Mina Loy was born in London on December 27, 1882. She studied art in England and Germany and achieved some success as a painter; her paintings were included in the prestigious 1905 Salon d’Automne show in Paris. After several years in the heart of Parisian literary and arts society, Loy moved to Florence, where she spent time with the Futurists and with expatriate artists and writers, including Gertrude Stein. Loy began publishing poetry in magazines during this period. When World War I began, she served as a volunteer nurse in a hospital before moving to the United States in 1916.
Loy became a part of the avant-garde movement in New York City. She was recognized for her feminism and her modern verse. Her poems, especially her wartime work, often dealt with sex. However, her poetry also disturbed a few of her more conservative contemporaries. Marianne Moore found herself uneasy in Loy’s company, and Amy Lowell was so incensed by the publication of Loy’s “Love Songs” in Others magazine that she refused to submit any more work to the periodical. Conrad Aiken encouraged readers to “pass lightly over the . . . tentacular quiverings of Mina Loy,” and John Collier cited Loy’s verse as an example of “the need for objective standards.” Still, Loy had many admirers, among them William Carlos Williams, Marcel Duchamp, and the members of the New York Dada group, including the Swiss poet and boxer Arthur Cravan, whom she married in 1918.
In 1921, Ezra Pound wrote to Marianne Moore: “Is there anyone in America except you, Bill [William Carlos Williams], and Mina Loy who can write anything of interest in verse?” However, for decades, Loy was virtually invisible alongside many of her fellow Modernists. While she makes colorful appearances in the biographies of many other writers and artists, including those of Moore, Stein, Djuna Barnes, Marcel Duchamp, Ernest Hemingway, and James Joyce, Loy had no biography of her own until 1996, when Becoming Modern: The Life of Mina Loy by Carolyn Burke (Farrar, Straus & Giroux, 1996) was released along with a new edition of her poems, The Lost Lunar Baedeker.

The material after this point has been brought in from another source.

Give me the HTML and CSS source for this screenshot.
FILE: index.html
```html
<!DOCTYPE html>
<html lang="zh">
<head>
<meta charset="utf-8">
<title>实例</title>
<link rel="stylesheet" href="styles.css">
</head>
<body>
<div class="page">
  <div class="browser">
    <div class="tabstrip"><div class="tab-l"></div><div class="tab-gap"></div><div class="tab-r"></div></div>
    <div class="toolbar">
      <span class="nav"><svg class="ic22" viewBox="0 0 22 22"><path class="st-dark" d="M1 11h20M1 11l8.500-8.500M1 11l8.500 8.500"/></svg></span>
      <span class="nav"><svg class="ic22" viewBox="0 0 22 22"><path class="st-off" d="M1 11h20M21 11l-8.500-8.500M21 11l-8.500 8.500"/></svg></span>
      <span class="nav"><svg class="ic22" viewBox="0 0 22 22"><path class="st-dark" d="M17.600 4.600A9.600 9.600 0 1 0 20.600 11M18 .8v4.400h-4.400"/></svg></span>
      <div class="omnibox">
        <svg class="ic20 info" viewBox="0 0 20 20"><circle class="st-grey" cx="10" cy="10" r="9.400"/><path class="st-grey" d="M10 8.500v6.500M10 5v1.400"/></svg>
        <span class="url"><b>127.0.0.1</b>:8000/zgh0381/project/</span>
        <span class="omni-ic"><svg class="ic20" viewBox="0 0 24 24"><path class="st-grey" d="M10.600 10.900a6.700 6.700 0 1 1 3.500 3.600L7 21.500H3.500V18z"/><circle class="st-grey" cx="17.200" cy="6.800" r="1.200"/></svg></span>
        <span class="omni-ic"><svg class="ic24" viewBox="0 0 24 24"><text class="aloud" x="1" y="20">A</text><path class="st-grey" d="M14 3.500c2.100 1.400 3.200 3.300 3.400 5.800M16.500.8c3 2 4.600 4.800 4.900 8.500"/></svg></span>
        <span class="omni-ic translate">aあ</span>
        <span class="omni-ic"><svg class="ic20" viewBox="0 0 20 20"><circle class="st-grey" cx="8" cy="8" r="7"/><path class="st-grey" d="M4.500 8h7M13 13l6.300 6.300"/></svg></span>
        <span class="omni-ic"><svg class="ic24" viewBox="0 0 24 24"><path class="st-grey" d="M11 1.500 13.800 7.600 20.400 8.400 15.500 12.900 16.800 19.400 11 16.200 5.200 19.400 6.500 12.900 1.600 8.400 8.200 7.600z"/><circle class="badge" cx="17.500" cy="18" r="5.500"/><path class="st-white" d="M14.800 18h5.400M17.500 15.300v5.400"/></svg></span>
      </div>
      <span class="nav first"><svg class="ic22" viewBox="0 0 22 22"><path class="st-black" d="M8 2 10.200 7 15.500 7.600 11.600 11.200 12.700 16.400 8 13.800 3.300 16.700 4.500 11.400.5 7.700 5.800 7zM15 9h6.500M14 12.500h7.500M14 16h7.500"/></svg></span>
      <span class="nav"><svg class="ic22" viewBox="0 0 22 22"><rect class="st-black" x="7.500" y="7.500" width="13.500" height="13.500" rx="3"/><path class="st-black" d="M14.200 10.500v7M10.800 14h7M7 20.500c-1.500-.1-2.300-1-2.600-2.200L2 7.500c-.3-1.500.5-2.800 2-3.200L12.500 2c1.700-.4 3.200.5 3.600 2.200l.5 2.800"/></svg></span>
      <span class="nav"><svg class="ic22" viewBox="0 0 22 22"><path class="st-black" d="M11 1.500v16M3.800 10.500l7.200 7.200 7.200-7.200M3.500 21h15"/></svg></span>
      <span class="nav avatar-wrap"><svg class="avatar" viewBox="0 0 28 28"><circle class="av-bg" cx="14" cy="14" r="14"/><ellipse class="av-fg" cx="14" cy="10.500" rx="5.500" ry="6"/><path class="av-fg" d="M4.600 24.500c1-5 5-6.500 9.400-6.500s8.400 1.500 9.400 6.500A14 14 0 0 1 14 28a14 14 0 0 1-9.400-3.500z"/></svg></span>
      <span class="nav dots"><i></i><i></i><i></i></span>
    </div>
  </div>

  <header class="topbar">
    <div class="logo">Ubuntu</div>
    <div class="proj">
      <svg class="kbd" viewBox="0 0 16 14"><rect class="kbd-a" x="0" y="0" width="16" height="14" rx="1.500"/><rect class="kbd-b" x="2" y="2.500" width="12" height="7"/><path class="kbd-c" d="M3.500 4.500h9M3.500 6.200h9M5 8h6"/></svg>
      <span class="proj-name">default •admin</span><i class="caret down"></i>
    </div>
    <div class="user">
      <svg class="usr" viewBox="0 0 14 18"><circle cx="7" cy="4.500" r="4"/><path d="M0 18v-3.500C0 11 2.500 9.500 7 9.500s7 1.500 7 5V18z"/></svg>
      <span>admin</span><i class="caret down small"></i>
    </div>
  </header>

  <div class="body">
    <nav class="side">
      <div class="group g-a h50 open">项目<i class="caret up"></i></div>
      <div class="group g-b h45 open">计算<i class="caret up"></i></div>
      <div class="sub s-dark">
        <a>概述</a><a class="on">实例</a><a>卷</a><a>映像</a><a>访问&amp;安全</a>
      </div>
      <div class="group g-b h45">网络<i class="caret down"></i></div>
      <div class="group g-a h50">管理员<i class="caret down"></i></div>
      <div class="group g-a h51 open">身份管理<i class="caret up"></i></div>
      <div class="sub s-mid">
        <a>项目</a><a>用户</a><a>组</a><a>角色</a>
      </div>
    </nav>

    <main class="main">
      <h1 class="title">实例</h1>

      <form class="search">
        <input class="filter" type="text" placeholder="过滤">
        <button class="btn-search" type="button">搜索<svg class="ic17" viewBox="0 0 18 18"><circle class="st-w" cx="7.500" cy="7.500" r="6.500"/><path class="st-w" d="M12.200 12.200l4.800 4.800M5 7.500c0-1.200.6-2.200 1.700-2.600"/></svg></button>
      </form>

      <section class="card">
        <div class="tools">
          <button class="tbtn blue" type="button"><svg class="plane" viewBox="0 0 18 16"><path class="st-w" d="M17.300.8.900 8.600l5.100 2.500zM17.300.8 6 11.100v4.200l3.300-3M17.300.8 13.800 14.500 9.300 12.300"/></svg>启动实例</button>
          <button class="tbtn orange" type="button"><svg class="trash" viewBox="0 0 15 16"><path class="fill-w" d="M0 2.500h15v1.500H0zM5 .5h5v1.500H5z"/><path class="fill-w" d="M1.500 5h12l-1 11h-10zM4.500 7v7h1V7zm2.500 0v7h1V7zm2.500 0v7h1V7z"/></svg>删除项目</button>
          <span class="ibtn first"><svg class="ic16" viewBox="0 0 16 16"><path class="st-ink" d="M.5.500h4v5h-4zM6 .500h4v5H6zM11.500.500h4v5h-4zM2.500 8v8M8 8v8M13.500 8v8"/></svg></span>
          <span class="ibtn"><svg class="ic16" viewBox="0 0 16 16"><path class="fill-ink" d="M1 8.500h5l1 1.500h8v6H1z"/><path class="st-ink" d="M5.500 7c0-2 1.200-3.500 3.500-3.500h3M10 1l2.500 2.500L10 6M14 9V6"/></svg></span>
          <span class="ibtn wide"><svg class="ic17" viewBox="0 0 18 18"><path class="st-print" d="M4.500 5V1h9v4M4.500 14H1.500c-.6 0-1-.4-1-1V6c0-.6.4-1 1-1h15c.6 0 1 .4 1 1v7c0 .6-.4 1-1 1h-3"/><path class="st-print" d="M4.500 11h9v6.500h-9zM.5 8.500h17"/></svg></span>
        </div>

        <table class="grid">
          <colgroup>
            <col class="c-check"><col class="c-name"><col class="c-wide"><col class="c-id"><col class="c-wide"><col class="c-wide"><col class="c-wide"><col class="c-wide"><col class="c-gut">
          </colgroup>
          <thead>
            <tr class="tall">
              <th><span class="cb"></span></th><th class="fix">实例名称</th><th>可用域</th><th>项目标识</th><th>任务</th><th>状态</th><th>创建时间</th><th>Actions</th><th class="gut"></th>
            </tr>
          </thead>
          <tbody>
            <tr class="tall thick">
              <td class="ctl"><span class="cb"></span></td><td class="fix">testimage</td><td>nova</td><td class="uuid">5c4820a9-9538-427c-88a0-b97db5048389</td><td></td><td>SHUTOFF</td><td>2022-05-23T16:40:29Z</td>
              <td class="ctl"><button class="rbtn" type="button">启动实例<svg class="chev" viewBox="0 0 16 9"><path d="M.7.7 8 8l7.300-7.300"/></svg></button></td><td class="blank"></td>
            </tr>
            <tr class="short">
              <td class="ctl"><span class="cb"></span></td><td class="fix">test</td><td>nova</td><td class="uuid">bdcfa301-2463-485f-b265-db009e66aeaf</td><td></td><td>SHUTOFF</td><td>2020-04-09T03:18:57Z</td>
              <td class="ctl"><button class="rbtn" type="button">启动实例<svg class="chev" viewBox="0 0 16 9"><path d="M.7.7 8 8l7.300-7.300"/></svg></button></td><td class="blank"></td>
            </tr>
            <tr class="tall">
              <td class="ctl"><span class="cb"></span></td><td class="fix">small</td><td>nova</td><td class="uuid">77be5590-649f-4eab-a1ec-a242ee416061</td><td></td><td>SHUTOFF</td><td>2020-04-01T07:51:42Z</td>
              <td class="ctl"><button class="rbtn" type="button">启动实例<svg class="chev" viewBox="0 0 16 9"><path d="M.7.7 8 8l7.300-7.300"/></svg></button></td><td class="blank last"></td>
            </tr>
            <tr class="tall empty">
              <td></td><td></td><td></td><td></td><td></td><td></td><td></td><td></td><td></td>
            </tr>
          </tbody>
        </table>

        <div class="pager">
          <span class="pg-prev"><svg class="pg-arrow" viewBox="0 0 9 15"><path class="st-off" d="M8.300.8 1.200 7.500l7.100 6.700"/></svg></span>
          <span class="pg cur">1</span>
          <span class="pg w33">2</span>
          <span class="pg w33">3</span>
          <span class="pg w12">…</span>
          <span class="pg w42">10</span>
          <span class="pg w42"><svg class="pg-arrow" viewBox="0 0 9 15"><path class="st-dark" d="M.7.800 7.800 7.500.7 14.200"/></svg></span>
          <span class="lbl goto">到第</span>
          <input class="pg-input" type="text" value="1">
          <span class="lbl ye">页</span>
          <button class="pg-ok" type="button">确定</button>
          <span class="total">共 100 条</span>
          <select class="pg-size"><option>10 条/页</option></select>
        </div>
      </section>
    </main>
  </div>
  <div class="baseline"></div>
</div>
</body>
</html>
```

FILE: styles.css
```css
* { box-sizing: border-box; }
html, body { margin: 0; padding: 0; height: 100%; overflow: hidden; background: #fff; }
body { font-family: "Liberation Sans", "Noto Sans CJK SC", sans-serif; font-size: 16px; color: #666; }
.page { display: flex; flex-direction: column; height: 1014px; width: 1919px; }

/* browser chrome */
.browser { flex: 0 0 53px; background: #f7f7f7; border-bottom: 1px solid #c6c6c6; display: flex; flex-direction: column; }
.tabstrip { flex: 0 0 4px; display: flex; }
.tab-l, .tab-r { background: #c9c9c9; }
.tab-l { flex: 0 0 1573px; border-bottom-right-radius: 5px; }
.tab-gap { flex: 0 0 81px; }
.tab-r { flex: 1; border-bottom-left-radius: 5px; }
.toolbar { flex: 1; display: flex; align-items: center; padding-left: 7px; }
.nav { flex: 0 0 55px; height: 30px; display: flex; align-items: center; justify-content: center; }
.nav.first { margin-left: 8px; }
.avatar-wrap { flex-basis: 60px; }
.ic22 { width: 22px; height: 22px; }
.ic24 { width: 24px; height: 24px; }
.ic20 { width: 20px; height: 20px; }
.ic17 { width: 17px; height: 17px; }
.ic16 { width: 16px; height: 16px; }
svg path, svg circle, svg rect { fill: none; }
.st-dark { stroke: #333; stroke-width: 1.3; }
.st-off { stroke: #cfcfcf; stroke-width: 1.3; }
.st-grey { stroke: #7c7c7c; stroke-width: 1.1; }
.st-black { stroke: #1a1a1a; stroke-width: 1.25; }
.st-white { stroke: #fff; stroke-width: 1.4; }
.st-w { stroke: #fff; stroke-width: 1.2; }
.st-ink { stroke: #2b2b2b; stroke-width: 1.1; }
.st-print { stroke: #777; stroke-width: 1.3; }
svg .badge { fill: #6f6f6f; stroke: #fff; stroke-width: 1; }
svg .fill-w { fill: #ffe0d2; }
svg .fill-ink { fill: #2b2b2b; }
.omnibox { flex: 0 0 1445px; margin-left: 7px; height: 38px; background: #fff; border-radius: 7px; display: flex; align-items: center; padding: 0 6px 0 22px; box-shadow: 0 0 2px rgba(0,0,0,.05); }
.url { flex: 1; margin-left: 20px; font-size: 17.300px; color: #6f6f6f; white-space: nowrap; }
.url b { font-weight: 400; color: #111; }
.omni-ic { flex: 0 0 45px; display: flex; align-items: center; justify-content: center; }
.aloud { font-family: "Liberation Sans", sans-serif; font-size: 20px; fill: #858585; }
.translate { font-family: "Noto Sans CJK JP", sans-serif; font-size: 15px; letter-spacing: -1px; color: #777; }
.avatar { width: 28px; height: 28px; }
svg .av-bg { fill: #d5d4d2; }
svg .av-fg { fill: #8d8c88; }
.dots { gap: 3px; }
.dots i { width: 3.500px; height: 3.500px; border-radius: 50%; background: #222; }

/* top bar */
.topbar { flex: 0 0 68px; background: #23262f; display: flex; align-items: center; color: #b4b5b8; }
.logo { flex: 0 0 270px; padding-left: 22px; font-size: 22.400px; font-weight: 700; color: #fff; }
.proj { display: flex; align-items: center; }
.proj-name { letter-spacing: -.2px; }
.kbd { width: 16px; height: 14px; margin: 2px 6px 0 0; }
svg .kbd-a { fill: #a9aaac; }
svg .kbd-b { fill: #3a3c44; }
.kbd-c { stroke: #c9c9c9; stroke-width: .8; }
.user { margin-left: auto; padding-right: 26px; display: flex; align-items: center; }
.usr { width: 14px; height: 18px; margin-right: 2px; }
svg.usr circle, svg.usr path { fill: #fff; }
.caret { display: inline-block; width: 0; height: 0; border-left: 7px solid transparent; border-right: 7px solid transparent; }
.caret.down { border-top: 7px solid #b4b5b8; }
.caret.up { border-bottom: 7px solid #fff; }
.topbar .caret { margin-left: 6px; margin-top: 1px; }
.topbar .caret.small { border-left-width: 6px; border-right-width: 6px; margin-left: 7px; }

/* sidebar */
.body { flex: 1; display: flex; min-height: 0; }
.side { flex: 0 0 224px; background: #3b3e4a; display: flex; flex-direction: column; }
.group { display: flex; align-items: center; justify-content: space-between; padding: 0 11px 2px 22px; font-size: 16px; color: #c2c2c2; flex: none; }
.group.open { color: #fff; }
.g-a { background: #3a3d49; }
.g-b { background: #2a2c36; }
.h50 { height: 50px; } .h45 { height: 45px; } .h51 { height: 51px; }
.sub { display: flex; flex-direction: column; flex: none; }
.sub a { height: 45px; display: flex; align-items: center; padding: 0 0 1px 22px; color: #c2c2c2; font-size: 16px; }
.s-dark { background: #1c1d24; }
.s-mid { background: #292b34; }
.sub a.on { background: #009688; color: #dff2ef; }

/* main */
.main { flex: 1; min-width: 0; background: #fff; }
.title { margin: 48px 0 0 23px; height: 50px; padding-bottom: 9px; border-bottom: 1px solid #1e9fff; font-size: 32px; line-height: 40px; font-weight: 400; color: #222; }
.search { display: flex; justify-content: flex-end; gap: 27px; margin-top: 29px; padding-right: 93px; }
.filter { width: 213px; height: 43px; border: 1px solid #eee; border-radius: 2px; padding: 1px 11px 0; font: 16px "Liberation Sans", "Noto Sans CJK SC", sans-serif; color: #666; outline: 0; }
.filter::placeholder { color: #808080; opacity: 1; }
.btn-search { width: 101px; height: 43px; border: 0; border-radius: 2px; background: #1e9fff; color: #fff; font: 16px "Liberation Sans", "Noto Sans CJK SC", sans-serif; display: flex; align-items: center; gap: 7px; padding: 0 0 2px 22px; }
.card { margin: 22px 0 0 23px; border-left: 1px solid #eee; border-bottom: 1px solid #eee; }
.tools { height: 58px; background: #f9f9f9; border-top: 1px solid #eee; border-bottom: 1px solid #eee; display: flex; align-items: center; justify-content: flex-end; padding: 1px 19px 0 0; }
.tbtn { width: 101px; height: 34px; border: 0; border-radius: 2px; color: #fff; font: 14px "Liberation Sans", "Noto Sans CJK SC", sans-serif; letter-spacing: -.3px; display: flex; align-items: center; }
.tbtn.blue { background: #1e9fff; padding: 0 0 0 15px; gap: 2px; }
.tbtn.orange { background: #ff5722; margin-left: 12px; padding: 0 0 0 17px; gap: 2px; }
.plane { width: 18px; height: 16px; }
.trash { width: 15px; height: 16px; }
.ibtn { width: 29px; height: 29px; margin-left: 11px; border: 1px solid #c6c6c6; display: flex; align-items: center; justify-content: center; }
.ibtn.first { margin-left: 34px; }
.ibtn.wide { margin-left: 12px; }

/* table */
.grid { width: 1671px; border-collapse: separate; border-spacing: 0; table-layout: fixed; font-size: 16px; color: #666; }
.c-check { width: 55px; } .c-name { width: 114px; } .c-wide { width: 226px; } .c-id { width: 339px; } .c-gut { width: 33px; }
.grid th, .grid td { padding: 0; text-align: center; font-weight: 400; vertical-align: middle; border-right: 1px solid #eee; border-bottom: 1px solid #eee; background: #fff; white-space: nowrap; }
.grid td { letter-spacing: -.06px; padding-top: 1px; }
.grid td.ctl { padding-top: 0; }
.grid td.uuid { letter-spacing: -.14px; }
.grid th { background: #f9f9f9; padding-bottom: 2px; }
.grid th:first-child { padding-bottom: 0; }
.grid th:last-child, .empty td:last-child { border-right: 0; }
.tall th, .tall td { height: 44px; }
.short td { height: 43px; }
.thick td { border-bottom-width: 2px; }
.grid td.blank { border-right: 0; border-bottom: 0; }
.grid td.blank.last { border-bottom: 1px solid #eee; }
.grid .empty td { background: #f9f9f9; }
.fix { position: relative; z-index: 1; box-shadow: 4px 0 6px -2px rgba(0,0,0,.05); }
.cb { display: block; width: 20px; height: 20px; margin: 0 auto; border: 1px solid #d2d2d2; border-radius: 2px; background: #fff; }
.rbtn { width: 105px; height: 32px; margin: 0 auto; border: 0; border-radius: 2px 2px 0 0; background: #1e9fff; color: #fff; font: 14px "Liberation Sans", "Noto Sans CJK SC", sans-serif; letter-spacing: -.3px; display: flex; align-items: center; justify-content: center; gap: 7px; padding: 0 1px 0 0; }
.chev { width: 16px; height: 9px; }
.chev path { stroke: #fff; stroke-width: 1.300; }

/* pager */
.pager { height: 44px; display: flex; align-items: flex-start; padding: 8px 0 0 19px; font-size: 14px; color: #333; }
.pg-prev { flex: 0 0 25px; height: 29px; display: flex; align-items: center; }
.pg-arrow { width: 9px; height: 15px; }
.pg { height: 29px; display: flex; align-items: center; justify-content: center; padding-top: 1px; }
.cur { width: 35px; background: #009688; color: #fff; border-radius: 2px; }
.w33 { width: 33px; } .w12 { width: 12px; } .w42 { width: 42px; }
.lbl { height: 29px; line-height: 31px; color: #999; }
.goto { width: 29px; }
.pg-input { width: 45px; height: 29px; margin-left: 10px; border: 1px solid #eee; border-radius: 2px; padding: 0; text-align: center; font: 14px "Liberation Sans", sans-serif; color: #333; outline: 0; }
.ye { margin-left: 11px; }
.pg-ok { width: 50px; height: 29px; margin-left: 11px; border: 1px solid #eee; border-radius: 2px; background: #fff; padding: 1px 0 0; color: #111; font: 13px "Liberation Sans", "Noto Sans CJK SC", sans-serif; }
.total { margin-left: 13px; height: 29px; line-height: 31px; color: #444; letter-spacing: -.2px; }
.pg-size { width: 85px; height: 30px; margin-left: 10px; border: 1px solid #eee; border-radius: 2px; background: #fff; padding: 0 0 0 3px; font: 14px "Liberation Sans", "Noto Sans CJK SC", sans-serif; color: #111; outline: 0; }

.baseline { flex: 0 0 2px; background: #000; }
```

In 1923, Loy returned to Paris, where she published Lunar, Baedecker (Contact Publishing, 1923). After this poetry collection, she turned her attention to visual arts and prose. Loy has been labeled a Futurist, Dadaist, Surrealist, feminist, conceptualist, Modernist, and Postmodernist. Experimenting with media in her artwork, she moved from oil to ink by World War I, then lighting fixtures in the late 1920s, and finally to sculptures featuring items collected from the streets and garbage cans of Manhattan. She allied herself with her visual art more than her writing, claiming at the end of her life that she “never was a poet.”
Loy became reclusive in her later years, and lacked any interest in building a reputation for herself. Loy died on September 25, 1966 in Aspen, Colorado, leaving behind an unfinished biography of Isadora Duncan and an unpublished collection of poems she had written during the 1940s.